On May 1st, my hiking buddy and I decided to walk up the front end of the Multi-use Trail in order to explore the Summer Bypass Trail. At the entrance, I took the opportunity to purchase my annual car pass. Since I was a frequent visitor to our local state park, I always felt that the park system was probably losing money on my annual purchase, but I hoped the fee went towards maintaining the park, which to me was a very good thing indeed.
After navigating that steep angle of the road from the entrance booth to the trail head, we made our usual stop at the Megunticook trailhead to rest for a minute. Even during this short distance, there was enough going on alongside the road to slow down our pace. Solomon seals, Canada Mayflowers and Bellworts were cropping up everywhere!

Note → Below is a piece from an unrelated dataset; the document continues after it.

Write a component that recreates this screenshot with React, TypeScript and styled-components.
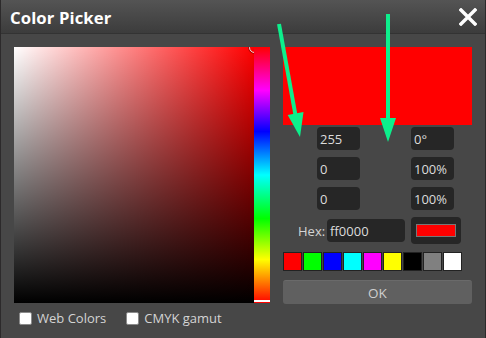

From the Megunticook trail, we continued our walk up towards the one-mile marker. In another ¼ mile we reached the Summer Bypass Trail which veered off to the left. The path curved back and forth uphill for a bit, with a few flat areas in between.
We did not find the trail too difficult but it was not one of the popular ones, so some areas were a little close and there were no planks or bridges across waterways. There were 2 streams where we had to determine which stones to step on in order to cross. Another area, near the end of the Bypass was muddy, so we had to figure out some creative navigation there, as well.
Not far from the first stream, I was distracted by some white spores growing on some rock moss. We knelt down to study it up close, and of course to get some pictures. Here is where I discovered that as we get older it becomes so much harder to get up from a kneeling position. Oh, the joys of growing old!
After crossing the second stream, my friend was distracted by a beautiful, large quartz rock with a blanket of moss over the rock. She lifted the moss and ran her hand over the rock to study it more closely. This was not her best moment, for when we turned back to the trail, she discovered she was bleeding at the base of her thumb. Normally, she is the one to carry the first aid kit in her backpack, but for whatever the reason, she had decided to leave her pack at home that day. The best I could offer her was a clean tissue. With her thumb wrapped up, we continued on.
Not long after that incident, we had to navigate that muddy section mentioned above. The interesting thing here, was that we could see the Multi-Use Road straight down towards our right, but the trail headed deeper into the mud towards our left. Not sure why, but it looked like a straight walk would have been drier.
Once on the Multi-use Trail, we headed back down towards the entrance. Along the way we discovered several patches of yellow and white Violets, as well as the small beginnings of Blue-bead Lilies and Hobblebush. May was certainly a great time for hiking and wildflower discoveries.